Representing the Ideal: The Portrait of the Sanguine in Cesare Ripa’s Iconologia
DOI:
https://doi.org/10.18778/2084-140X.15.11Keywords:
Cesare Ripa, humoral theory, humors, iconographic attributes, Iconologia, sanguineAbstract
This article is the fourth and final in a series of works aimed at contributing to the documentation of the success of the medical theory of individual complexions, derived from the theory of the four humours, through the major work of the Italian humanist Cesare Ripa (1555–1622), the Iconologia. We study the allegory of the sanguine complexion, whose primacy over the other three is explicitly established in medical tradition. We analyze, through the allegorical attributes mentioned in the text (youth, joy, a crown of flowers, a ruddy face tinged with white, a lute, an open book of music, a ram grazing on a cluster of grapes), the way in which Ripa seeks to portray this ideal of health.

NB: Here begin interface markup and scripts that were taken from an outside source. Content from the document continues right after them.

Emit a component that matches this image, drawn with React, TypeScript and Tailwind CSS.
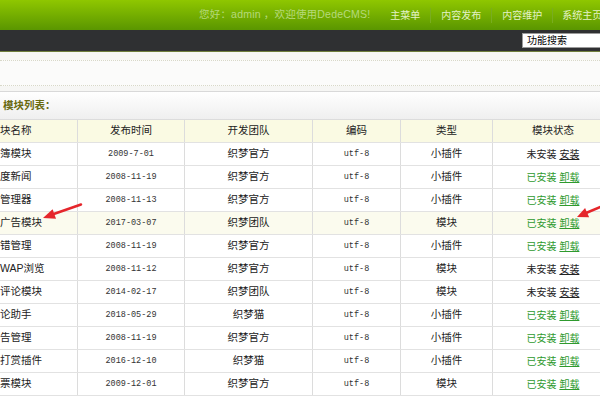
import React from "react"

type Row = {
  name: string
  date: string
  team: string
  kind: string
  installed: boolean
  hl?: boolean
}

const rows: Row[] = [
  { name: "簿模块", date: "2009-7-01", team: "织梦官方", kind: "小插件", installed: false },
  { name: "度新闻", date: "2008-11-19", team: "织梦官方", kind: "小插件", installed: true },
  { name: "管理器", date: "2008-11-13", team: "织梦官方", kind: "小插件", installed: true },
  { name: "广告模块", date: "2017-03-07", team: "织梦团队", kind: "模块", installed: true, hl: true },
  { name: "错管理", date: "2008-11-19", team: "织梦官方", kind: "小插件", installed: true },
  { name: "WAP浏览", date: "2008-11-12", team: "织梦官方", kind: "模块", installed: false },
  { name: "评论模块", date: "2014-02-17", team: "织梦团队", kind: "模块", installed: false },
  { name: "论助手", date: "2018-05-29", team: "织梦猫", kind: "小插件", installed: true },
  { name: "告管理", date: "2008-11-19", team: "织梦官方", kind: "小插件", installed: true },
  { name: "打赏插件", date: "2016-12-10", team: "织梦猫", kind: "小插件", installed: true },
  { name: "票模块", date: "2009-12-01", team: "织梦官方", kind: "模块", installed: true },
]

const cjk = "font-['Liberation_Sans','Noto_Sans_CJK_SC',sans-serif]"
const mono = "font-['Liberation_Mono','Noto_Sans_CJK_SC',monospace]"

function Cells({ cols, className }: { cols: React.ReactNode[]; className?: string }) {
  const widths = ["w-[78px] justify-start", "w-[107px]", "w-[128px]", "w-[88px]", "w-[92px]", "w-[120px]"]
  return (
    <div className={`flex h-[23px] border-b border-[#e2e2e2] ${className ?? ""}`}>
      {cols.map((c, i) => (
        <div
          key={i}
          className={`${widths[i]} shrink-0 flex items-center justify-center overflow-hidden ${i < 5 ? "border-r border-[#dcdcdc]" : ""}`}
        >
          {c}
        </div>
      ))}
    </div>
  )
}

export default function App() {
  return (
    <div className={`relative w-[600px] h-[400px] overflow-hidden bg-white ${cjk}`}>
      {/* top bar */}
      <div className="h-[30px] bg-gradient-to-b from-[#8fc700] to-[#5a9600] flex items-center">
        <div className="ml-[199px] text-[10.5px] text-[#b6d97c] whitespace-nowrap tracking-[0.2px]">
          您好：admin ，欢迎使用DedeCMS!
        </div>
        <div className="ml-[10px] flex items-center text-[10px] text-[#e4f2c6] whitespace-nowrap">
          <span className="px-[10px] border-r border-[#79ad20]">主菜单</span>
          <span className="px-[10px] border-r border-[#79ad20]">内容发布</span>
          <span className="px-[10px] border-r border-[#79ad20]">内容维护</span>
          <span className="pl-[9px]">系统主页</span>
        </div>
      </div>
      <div className="h-[22px] bg-[#2f3032] border-b border-[#6f7e3c] flex items-center justify-end">
        <div className="w-[80px] h-[15px] -mr-[2px] bg-white border border-[#9a9a9a] flex items-center pl-[4px] text-[10px] text-black">
          功能搜索
        </div>
      </div>

      {/* light band */}
      <div className="h-[40px] bg-[#f6f6f4] border-b border-[#d9d9d9] pt-[8px]">
        <div className="h-[26px] border-y border-dotted border-[#d8d8c8] bg-[#fbfbfa]" />
      </div>

      {/* title */}
      <div className="h-[27px] bg-gradient-to-b from-white to-[#efefef] flex items-center pl-[3px]">
        <span className="text-[10.5px] font-bold text-[#6a6a10]">模块列表：</span>
      </div>

      {/* table */}
      <div className="text-[10px] text-[#222]">
        <div className="border-t border-[#dcdcdc]">
          <Cells
            className="bg-[#fafae3]"
            cols={["块名称", "发布时间", "开发团队", "编码", "类型", "模块状态"].map((t, i) => (
              <span key={i} className="text-[10.5px]">{t}</span>
            ))}
          />
        </div>
        {rows.map((r, idx) => (
          <Cells
            key={idx}
            className={r.hl ? "bg-[#fbfbee]" : "bg-white"}
            cols={[
              <span className="text-[10.5px] whitespace-nowrap">{r.name}</span>,
              <span className={`${mono} text-[8.5px] text-[#333]`}>{r.date}</span>,
              <span className="text-[10.5px]">{r.team}</span>,
              <span className={`${mono} text-[8.5px] text-[#333]`}>utf-8</span>,
              <span className="text-[10.5px]">{r.kind}</span>,
              r.installed ? (
                <span className="text-[10px] text-[#2e9a2e] whitespace-nowrap">
                  已安装 <span className="underline">卸载</span>
                </span>
              ) : (
                <span className="text-[10px] text-[#222] whitespace-nowrap">
                  未安装 <span className="underline">安装</span>
                </span>
              ),
            ]}
          />
        ))}
      </div>

      {/* red arrows */}
      <svg className="absolute left-0 top-0 pointer-events-none" width="600" height="400">
        <line x1="81" y1="204.5" x2="53" y2="214.3" stroke="#e5262b" strokeWidth="2.5" strokeLinecap="round" />
        <polygon points="43,218 56,218.7 52.6,209.3" fill="#e5262b" />
        <line x1="606" y1="204.5" x2="586" y2="213" stroke="#e5262b" strokeWidth="2.5" />
        <polygon points="577,217 589.1,217.3 585.1,208.1" fill="#e5262b" />
      </svg>
    </div>
  )
}
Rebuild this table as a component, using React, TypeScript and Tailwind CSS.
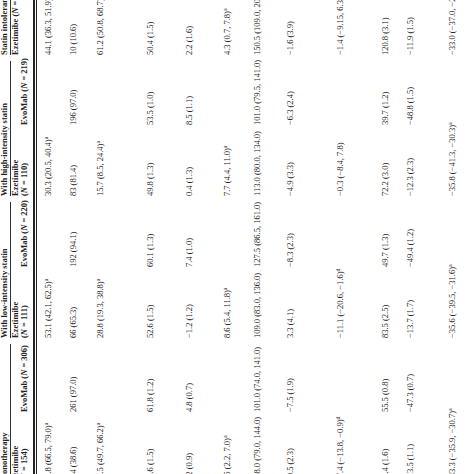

We also demonstrate that the author slightly diverges from the medical canon. Firstly, his extensive synthesis of the doctrine leads him to introduce certain pathological dissonances, perceptible in the use of unexpected terms. Secondly, to account for a well-tempered character, he prefers to follow an ancient literary tradition which, nonetheless, maintains very close links with the Hippocratic corpus since its origins. Finally, it appears that the Sanguigno per l’aria contains no new symbolic invention, matching what we previously observed in the Flemmatico and the Malenconico.